The premise of this book, of course, is that Bernadette disappears. (That much is clear from the title.) Her frustration is understandable: her little quirks have been blown out of proportion by a neighbor that she doesn’t get along with. Rather than stay to defend herself, though, she falls off the face of the earth.
My first problem with this is that it doesn’t fit at all with the Bernadette we’d met earlier in the book. Bernadette is quirky, yes. She doesn’t like to leave the house except to take her daughter to and from school. She hires Manjula to make phone calls for her. Her home is in such a state of disrepair that a gardener comes to weed-whack… indoors. She has blackberry bushes growing out of control in her basement. Yet, though all of that, it’s clear that she loves her daughter. Bernadette and Bee are best friends. They stand up for each other. They have a special bond. So the fact that Bernadette would just disappear without giving Bee a heads up doesn’t fit with her character at all.

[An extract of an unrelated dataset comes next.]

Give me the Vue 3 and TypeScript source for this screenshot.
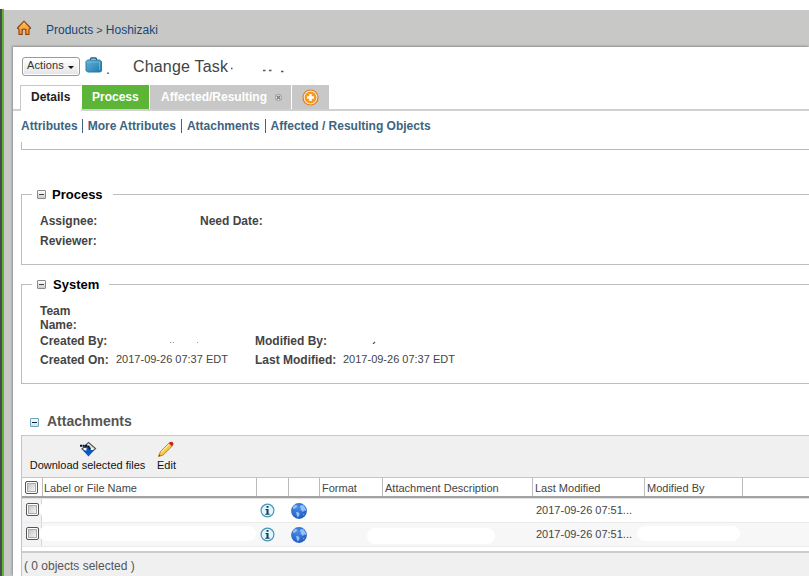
<script setup lang="ts">
const links: string[] = ['Attributes', 'More Attributes', 'Attachments', 'Affected / Resulting Objects']
const rows: { modified: string }[] = [{ modified: '2017-09-26 07:51...' }, { modified: '2017-09-26 07:51...' }]
</script>

<template>
  <div class="app">
    <div class="rail"></div>
    <div class="shell">
      <header class="crumbs">
        <svg class="home" width="16" height="16" viewBox="0 0 16 16">
          <defs>
            <linearGradient id="homeFill" x1="0" y1="0" x2="0" y2="1">
              <stop offset="0" stop-color="#ffc163" /><stop offset="1" stop-color="#f58a20" />
            </linearGradient>
          </defs>
          <path d="M8 1.2 14.6 8 13 9.3V14.5H9.8V9.2H6.2V14.5H3V9.3L1.4 8Z" fill="url(#homeFill)" stroke="#87420f" stroke-width="1.1" stroke-linejoin="round" />
        </svg>
        <a>Products</a><span class="sep">&gt;</span><a>Hoshizaki</a>
      </header>
      <main class="panel">
        <div class="titlebar">
          <button class="actions">Actions<i class="caret"></i></button>
          <svg class="case" width="18" height="16" viewBox="0 0 18 16">
            <defs>
              <linearGradient id="caseFill" x1="0" y1="0" x2="1" y2="1">
                <stop offset="0" stop-color="#65b4da" /><stop offset="1" stop-color="#1e78aa" />
              </linearGradient>
            </defs>
            <path d="M5.500 3.500V2Q5.500 1 6.500 1h4q1 0 1 1v1.500" fill="none" stroke="#245c78" stroke-width="1.3" />
            <path d="M1 4.500 2.500 3H14.500L16.500 4.500V14L15.500 15H2.500L1 13.500Z" fill="url(#caseFill)" stroke="#2b7da8" />
            <path d="M2 5H14.500V13" fill="none" stroke="#86c8e6" stroke-width=".6" />
          </svg>
          <span class="dot">.</span>
          <h1>Change Task</h1>
          <svg class="marks" width="56" height="8" viewBox="0 0 56 8">
            <path d="M1 3.500h1.500M33 5.500h2.500M39 5.500h2.500M51 6.500h2.500" stroke="#555" stroke-width="1.500" />
          </svg>
        </div>
        <nav class="tabs">
          <div class="tab current"><span>Details</span></div>
          <div class="tab process"><span>Process</span></div>
          <div class="tab affected">
            <span>Affected/Resulting</span>
            <svg width="7" height="7" viewBox="0 0 7 7"><rect x=".5" y=".5" width="6" height="6" rx="1" fill="#e4e4e4" stroke="#aaa" /><path d="M1.500 1.500l4 4M5.500 1.500l-4 4" stroke="#777" stroke-width="1.100" /></svg>
          </div>
          <div class="tab add">
            <svg width="17" height="17" viewBox="0 0 17 17">
              <circle cx="8.500" cy="8.500" r="7.500" fill="#fff0d5" stroke="#dd7d20" stroke-width="1.200" />
              <circle cx="8.500" cy="8.500" r="5.900" fill="#f7991e" />
              <path d="M8.500 5v7M5 8.500h7" stroke="#fff" stroke-width="2.400" />
            </svg>
          </div>
        </nav>
        <div class="links"><a v-for="l in links" :key="l">{{ l }}</a></div>
        <div class="stub"></div>

        <section class="group process-group">
          <div class="legend"><i class="line lead"></i><i class="toggle"></i><h2>Process</h2><i class="line"></i></div>
          <div class="fields">
            <div class="frow"><b class="a">Assignee:</b><b>Need Date:</b></div>
            <div class="frow"><b>Reviewer:</b></div>
          </div>
        </section>

        <section class="group system-group">
          <div class="legend"><i class="line lead"></i><i class="toggle"></i><h2>System</h2><i class="line"></i></div>
          <div class="fields">
            <div class="team"><b>Team<br />Name:</b></div>
            <div class="frow short">
              <b class="col">Created By:</b><b>Modified By:</b>
              <svg class="specks" width="240" height="8" viewBox="0 0 240 8"><path d="M0 6.500h1.500M3 6.500h1M27 6.500h1" stroke="#79a6c4" /><path d="M203 8l2-2" stroke="#456" stroke-width="1.200" /></svg>
            </div>
            <div class="frow tall">
              <b class="on">Created On:</b><span class="date">2017-09-26 07:37 EDT</span>
              <b class="lm">Last Modified:</b><span class="date">2017-09-26 07:37 EDT</span>
            </div>
          </div>
        </section>

        <div class="att-head"><i class="toggle blue"></i><h2>Attachments</h2></div>
        <section class="grid">
          <div class="toolbar">
            <div class="tool download">
              <svg width="18" height="17" viewBox="0 0 18 17">
                <path d="M3 8 9.500 1.500 16.500 7.500 10 13.500Z" fill="#fff" stroke="#555" stroke-width="1.200" />
                <path d="M10.500 4l3.500 3.500" stroke="#bbb" />
                <path d="M5 4.500h2q4.500 0 4.500 4.500H15L9.500 15.500 4 9.500H7.500V7H5Z" fill="#0759c8" />
                <path d="M1 4.800h6q3.800 0 3.800 4" fill="none" stroke="#111" stroke-width="1.900" stroke-dasharray="2 .5" />
              </svg>
              <span>Download selected files</span>
            </div>
            <div class="tool edit">
              <svg width="18" height="18" viewBox="0 0 18 18">
                <path d="M1 16.500 3 11.500 12 2.300 15.500 5.500 6 14.800Z" fill="#f4c74c" stroke="#aa7a17" stroke-width=".9" />
                <path d="M4 12 12.500 3.500" stroke="#ffeaa1" stroke-width="1.300" />
                <path d="M12 2.300 13.200 1Q15 .2 16.200 1.300 17.400 2.600 16.600 4.300L15.500 5.500Z" fill="#c9251f" />
                <path d="M1 16.500l.9-2.300 1.500 1.500Z" fill="#6c4a15" />
              </svg>
              <span>Edit</span>
            </div>
          </div>
          <div class="cols head">
            <div><i class="check"></i></div><div><span>Label or File Name</span></div><div></div><div></div>
            <div><span>Format</span></div><div><span>Attachment Description</span></div>
            <div><span>Last Modified</span></div><div><span>Modified By</span></div><div></div>
          </div>
          <div v-for="(r, i) in rows" :key="i" class="cols row" :class="{ alt: i === 1 }">
            <div class="select"><i class="check"></i></div>
            <div><i class="blank wide"></i></div>
            <div>
              <svg class="info" width="15" height="15" viewBox="0 0 15 15">
                <circle cx="7.500" cy="7.500" r="6.400" fill="#e0f5fd" stroke="#4a95b8" stroke-width="1.200" />
                <path d="M6.500 3h2v1.800h-2ZM5.500 6h3v4.700h1.200v1H5.300v-1h1.200V7h-1Z" fill="#123f55" />
              </svg>
            </div>
            <div>
              <svg class="globe" width="16" height="16" viewBox="0 0 16 16">
                <defs><radialGradient id="sea" cx=".4" cy=".3" r=".75"><stop offset="0" stop-color="#4a8be8" /><stop offset="1" stop-color="#2058bd" /></radialGradient></defs>
                <circle cx="8" cy="8" r="7.900" fill="url(#sea)" />
                <path d="M2 4 4 2 6.500 2.500 5.500 4.500 4 5.500 2 6ZM9.500 2.500 12 2 14.500 5 15 8 13 7.500 12 9 10.500 7.500 9.500 7 10 5 8.500 4.500ZM5 9 8 9.500 8.500 11.500 7 14.500 6 13ZM12 11.500l1.500-1-.7 2Z" fill="#92c2f3" />
              </svg>
            </div>
            <div></div><div><i v-if="i === 1" class="blank desc"></i></div>
            <div><span class="when">{{ r.modified }}</span></div>
            <div><i v-if="i === 1" class="blank by"></i></div><div></div>
          </div>
          <div class="grid-foot"><span>( 0 objects selected )</span></div>
        </section>
      </main>
    </div>
  </div>
</template>

<style>
body { margin: 0; overflow: hidden; background: #fff; }
</style>

<style scoped>
* { box-sizing: border-box; }
.app { width: 809px; height: 576px; padding-top: 9px; display: flex; overflow: hidden; font: 12px/14px "Liberation Sans", Arial, sans-serif; color: #444; background: #fff; white-space: nowrap; }
.rail { width: 4px; background: linear-gradient(90deg, #4a4a4a 2px, #5db739 2px); flex: none; }
.shell { flex: 1; min-width: 0; margin-top: 1px; display: flex; flex-direction: column; background: #c8c9c7; }
.crumbs { height: 37px; flex: none; display: flex; align-items: center; padding: 3px 0 0 12px; color: #444; }
.crumbs a { color: #17457a; }
.crumbs .home { margin: -4px 14px 0 0; }
.crumbs .sep { margin: 0 3px; font-size: 11px; }
.panel { flex: 1; min-height: 0; margin-left: 9px; background: #fff; box-shadow: -1px -1px 2px #8e8f8e; display: flex; flex-direction: column; }
.titlebar { height: 38px; flex: none; display: flex; align-items: center; padding-left: 9px; }
.actions { width: 58px; height: 19px; padding: 0 5px 2px 4px; display: flex; align-items: center; justify-content: space-between; border: 1px solid #999; border-radius: 3px; box-shadow: inset 0 0 0 1px #fff; background: linear-gradient(#fff, #e4e4e4); font: 11px "Liberation Sans", Arial, sans-serif; letter-spacing: .1px; color: #333; }
.caret { border: 3px solid transparent; border-top-color: #111; border-bottom: 0; margin-top: 4px; }
.case { margin: -2px 0 0 5px; }
.dot { margin: 5px 0 0 3px; font-size: 14px; }
h1, h2 { margin: 0; }
h1 { font: 16px/20px "Liberation Sans", Arial, sans-serif; margin: 2px 0 0 23px; letter-spacing: .2px; color: #444; }
.marks { margin: 5px 0 0 2px; }
.tabs { height: 26px; flex: none; display: flex; align-items: flex-start; padding-left: 7px; border-bottom: 2px solid #d0d0d0; font-weight: bold; }
.tab { height: 24px; display: flex; align-items: center; color: #fff; background: #c8c8c8; }
.current { width: 61px; height: 26px; padding: 0 0 3px 10px; border: 1px solid #c8c8c8; border-width: 1px 0 0 1px; color: #222; background: #fff; margin-right: 1px; }
.process { width: 67px; padding-left: 10px; background: #5cb536; margin-right: 1px; }
.affected { width: 141px; padding-left: 11px; margin-right: 1px; }
.affected svg { margin: 1px 0 0 8px; }
.add { width: 37px; justify-content: center; }
.links { height: 31px; flex: none; display: flex; align-items: flex-start; padding: 8px 0 0 8px; font-weight: bold; color: #3d6480; }
.links a + a { border-left: 1px solid #3d6480; margin-left: 4px; padding-left: 5px; }
.links a:nth-child(n + 3) { margin-left: 5px; }
.stub { height: 8px; flex: none; margin-left: 8px; border: 1px solid #bbb; border-width: 0 0 1px 1px; }
.group { flex: none; margin-left: 8px; border: 1px solid #bdbdbd; border-width: 0 0 1px 1px; }
.process-group { height: 71px; margin-top: 44px; }
.system-group { height: 100px; margin-top: 19px; }
.legend { height: 1px; display: flex; align-items: center; }
.line { height: 1px; flex: 1; background: #bdbdbd; margin-left: 10px; }
.lead { width: 10px; flex: none; margin: 0 5px 0 0; }
.legend h2, .att-head h2 { font-weight: bold; font-size: 13px; line-height: 16px; color: #000; margin-left: 6px; }
.system-group h2 { margin-left: 7px; }
.toggle { width: 9px; height: 9px; flex: none; border: 1px solid #888; border-radius: 1px; background: linear-gradient(#444, #444) center/5px 1px no-repeat, linear-gradient(#fff, #ccc); }
.toggle.blue { border-color: #6ba3bf; background: linear-gradient(#123, #123) center/5px 1px no-repeat, linear-gradient(#fff, #c8e5f3); margin-top: 2px; }
.fields { padding: 19px 0 0 18px; }
.frow { height: 20px; display: flex; position: relative; }
.a { width: 160px; }
.team { height: 30px; }
.short { height: 18px; }
.col { width: 215px; }
.on { width: 76px; }
.lm { width: 88px; margin-left: 27px; }
.tall { padding-top: 1px; }
.specks { position: absolute; left: 130px; top: 2px; }
.date { font-size: 11px; line-height: 13px; width: 112px; }
.att-head { height: 51px; flex: none; display: flex; align-items: center; padding: 24px 0 0 17px; }
.att-head h2 { font-size: 14px; color: #555; margin: -1px 0 0 8px; }
.grid { margin-left: 8px; flex: none; border-left: 1px solid #c4c4c4; border-top: 1px solid #c8c8c8; }
.toolbar { height: 41px; background: #f0f0f0; display: flex; font-size: 11px; color: #111; padding: 5px 0 0 8px; }
.tool { display: flex; flex-direction: column; align-items: center; }
.tool svg { height: 17px; }
.download { width: 115px; margin-right: 12px; }
.cols { display: grid; grid-template-columns: 20px 214px 32px 31px 63px 150px 112px 98px 1fr; font-size: 11px; }
.cols > div { position: relative; display: flex; align-items: center; }
.head { height: 21px; border-top: 1px solid #c4c4c4; border-bottom: 2px solid #a2a2a2; }
.head > div + div { border-left: 1px solid #bbb; padding-left: 2px; }
.head > div:nth-child(2) { padding-left: 1px; }
.head span { padding-top: 2px; }
.row { height: 24px; border-bottom: 1px solid #ebebeb; }
.head + .row { height: 25px; border-top: 1px solid #e2e2e2; }
.alt { background: #f7f7f7; }
.check { width: 13px; height: 13px; margin-left: 3px; border: 1px solid #555; border-radius: 2px; background: linear-gradient(135deg, #bbb, #fff); box-shadow: inset 0 0 0 1px #fff, inset 0 0 0 2px #aaa; }
.select { background: #f3f3f6; border-right: 1px solid #d8d8dc; }
.select .check { margin: -2px 0 0 4px; }
.info { margin-left: 4px; }
.globe { margin-left: 3px; }
.when { padding: 0 0 1px 4px; }
.blank { position: absolute; background: #fff; border-radius: 9px; }
.wide { left: -3px; top: 3px; width: 217px; height: 15px; }
.desc { left: -15px; top: 5px; width: 128px; height: 16px; }
.by { left: -7px; top: 3px; width: 103px; height: 15px; }
.grid-foot { height: 40px; margin-top: 4px; padding: 6px 0 0 2px; background: #f0f0f0; border-top: 2px solid #ccc; color: #555; }
</style>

My second problem with this is that Elgie doesn’t really care. Again, this doesn’t seem to fit with his character. Sure, he’s focused on his work. His job takes up a good portion of his life, especially since he’s the head of a huge project and has a large team to supervise. But we never get the impression that he doesn’t care about Bernadette. Actually, at the beginning of the book, it would seem that, despite Elgie’s annoyance at some of Bernadette’s antics (he’s not a huge fan of Manjula), the two are still very much in love. That’s why a lot of what happens toward the end of this book is utter nonsense.
I think I’m actually in the minority, having actually enjoyed the writing style. It’s almost like a scrapbook, almost, with emails, faxes, letters, and articles interspersed with Bee’s observations. It reminded me of some books that I really liked when I was younger.
Overall, I guess this really depends on the reader. (But don’t all books?) For me, it was just too much and too unbelievable. For someone else, it might be engaging and dramatic and hilarious.
For my 2016 reading challenge, I’m crossing off #38: a satirical book.